#### STATED GOAL:
Find the lines with the string "this" and return them.
Start AVAILABLE DATA
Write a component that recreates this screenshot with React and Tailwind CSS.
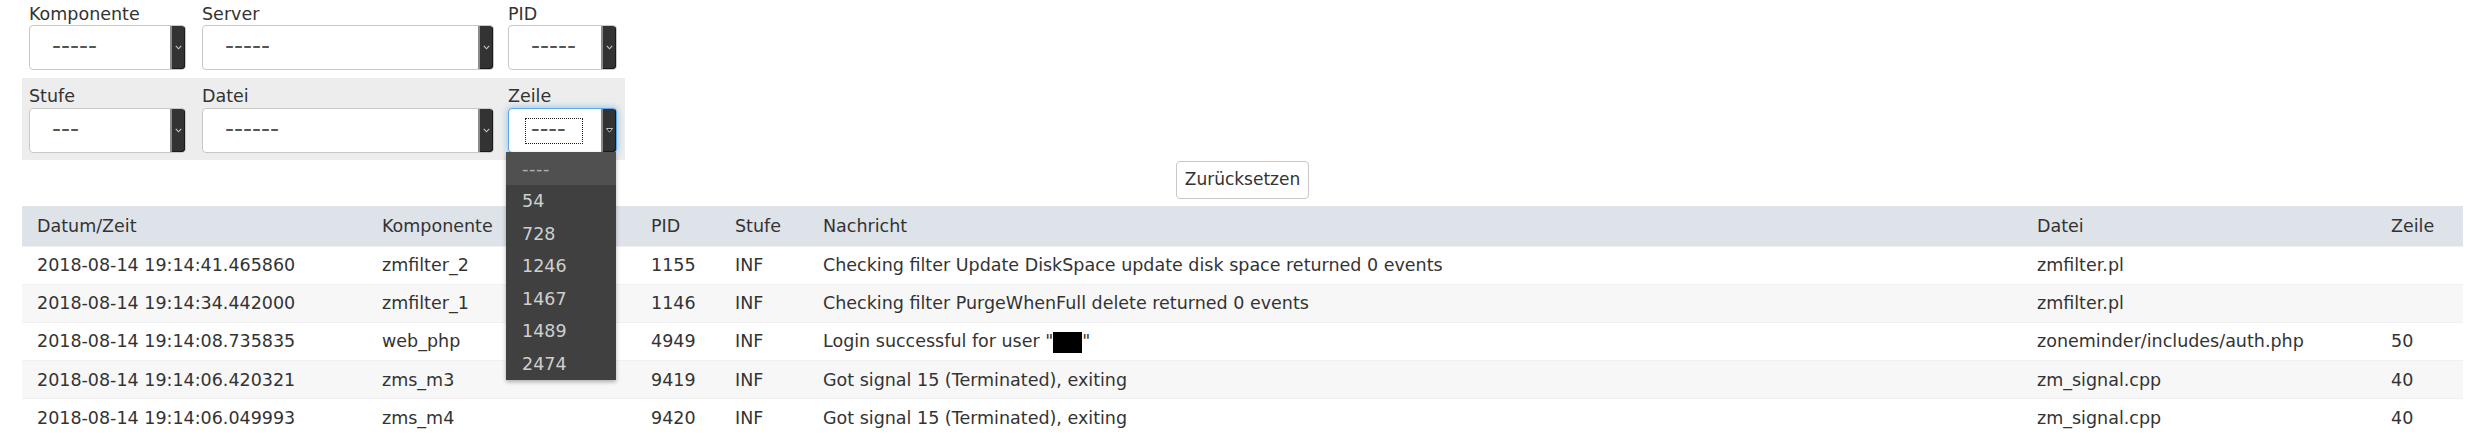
End AVAILABLE DATA
Start AVAILABLE DATA
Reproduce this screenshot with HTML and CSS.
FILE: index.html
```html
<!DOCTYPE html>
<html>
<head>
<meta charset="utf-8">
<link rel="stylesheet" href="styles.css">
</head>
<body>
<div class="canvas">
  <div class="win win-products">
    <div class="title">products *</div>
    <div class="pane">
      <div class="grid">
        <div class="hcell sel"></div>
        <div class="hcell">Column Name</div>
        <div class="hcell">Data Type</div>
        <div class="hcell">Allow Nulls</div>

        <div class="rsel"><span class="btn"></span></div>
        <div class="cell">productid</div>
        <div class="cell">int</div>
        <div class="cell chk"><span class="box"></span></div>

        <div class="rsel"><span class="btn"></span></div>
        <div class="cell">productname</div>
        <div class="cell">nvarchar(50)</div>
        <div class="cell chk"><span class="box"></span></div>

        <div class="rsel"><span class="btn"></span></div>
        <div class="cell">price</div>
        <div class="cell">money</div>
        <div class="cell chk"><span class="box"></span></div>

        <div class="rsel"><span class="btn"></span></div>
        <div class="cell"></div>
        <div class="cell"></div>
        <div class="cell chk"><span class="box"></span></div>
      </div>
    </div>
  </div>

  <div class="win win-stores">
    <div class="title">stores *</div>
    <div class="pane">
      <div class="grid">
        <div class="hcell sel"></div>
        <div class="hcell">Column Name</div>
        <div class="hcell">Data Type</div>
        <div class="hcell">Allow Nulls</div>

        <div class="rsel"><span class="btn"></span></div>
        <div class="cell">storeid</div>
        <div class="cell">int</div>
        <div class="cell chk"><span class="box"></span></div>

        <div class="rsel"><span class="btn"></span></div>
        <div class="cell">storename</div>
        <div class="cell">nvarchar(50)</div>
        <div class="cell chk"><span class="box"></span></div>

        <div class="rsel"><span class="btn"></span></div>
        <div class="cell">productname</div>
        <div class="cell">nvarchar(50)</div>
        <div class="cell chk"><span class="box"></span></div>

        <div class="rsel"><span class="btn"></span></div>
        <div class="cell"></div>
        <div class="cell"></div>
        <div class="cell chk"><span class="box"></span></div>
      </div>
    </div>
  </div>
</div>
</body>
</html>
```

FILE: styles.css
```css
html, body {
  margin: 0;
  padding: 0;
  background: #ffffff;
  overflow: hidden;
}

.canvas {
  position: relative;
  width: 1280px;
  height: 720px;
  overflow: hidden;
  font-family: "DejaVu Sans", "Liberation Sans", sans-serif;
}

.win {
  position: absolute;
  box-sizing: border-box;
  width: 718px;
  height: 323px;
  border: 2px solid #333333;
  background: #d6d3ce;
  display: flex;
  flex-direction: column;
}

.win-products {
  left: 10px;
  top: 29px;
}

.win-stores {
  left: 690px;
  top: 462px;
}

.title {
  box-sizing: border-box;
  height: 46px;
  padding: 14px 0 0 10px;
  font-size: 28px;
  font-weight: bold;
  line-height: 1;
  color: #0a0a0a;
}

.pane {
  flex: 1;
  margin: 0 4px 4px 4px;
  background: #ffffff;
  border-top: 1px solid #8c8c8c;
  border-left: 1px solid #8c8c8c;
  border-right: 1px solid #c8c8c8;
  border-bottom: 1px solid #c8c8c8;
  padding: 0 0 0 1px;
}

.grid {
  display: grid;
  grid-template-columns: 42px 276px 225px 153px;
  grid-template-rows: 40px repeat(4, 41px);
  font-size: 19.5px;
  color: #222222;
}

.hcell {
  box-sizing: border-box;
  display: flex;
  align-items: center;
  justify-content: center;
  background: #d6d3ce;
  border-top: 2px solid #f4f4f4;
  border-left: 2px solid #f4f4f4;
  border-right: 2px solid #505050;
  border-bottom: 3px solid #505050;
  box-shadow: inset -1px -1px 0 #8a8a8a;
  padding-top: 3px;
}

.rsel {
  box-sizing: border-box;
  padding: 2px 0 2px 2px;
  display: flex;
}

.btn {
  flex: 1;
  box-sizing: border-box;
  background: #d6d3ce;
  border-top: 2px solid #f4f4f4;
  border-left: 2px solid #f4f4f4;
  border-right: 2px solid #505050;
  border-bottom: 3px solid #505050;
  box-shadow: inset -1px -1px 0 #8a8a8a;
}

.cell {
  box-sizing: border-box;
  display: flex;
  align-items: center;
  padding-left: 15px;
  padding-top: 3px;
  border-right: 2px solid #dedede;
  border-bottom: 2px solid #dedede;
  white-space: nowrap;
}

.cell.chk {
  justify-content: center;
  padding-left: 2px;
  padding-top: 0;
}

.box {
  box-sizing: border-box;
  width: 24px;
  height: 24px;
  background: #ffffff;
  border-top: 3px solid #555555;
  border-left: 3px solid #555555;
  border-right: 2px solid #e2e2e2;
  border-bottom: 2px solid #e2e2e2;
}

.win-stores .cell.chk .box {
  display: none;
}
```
End AVAILABLE DATA
#### RESPONSE BELOW:
Write a component that recreates this screenshot with React and Tailwind CSS.
Reproduce this screenshot with HTML and CSS.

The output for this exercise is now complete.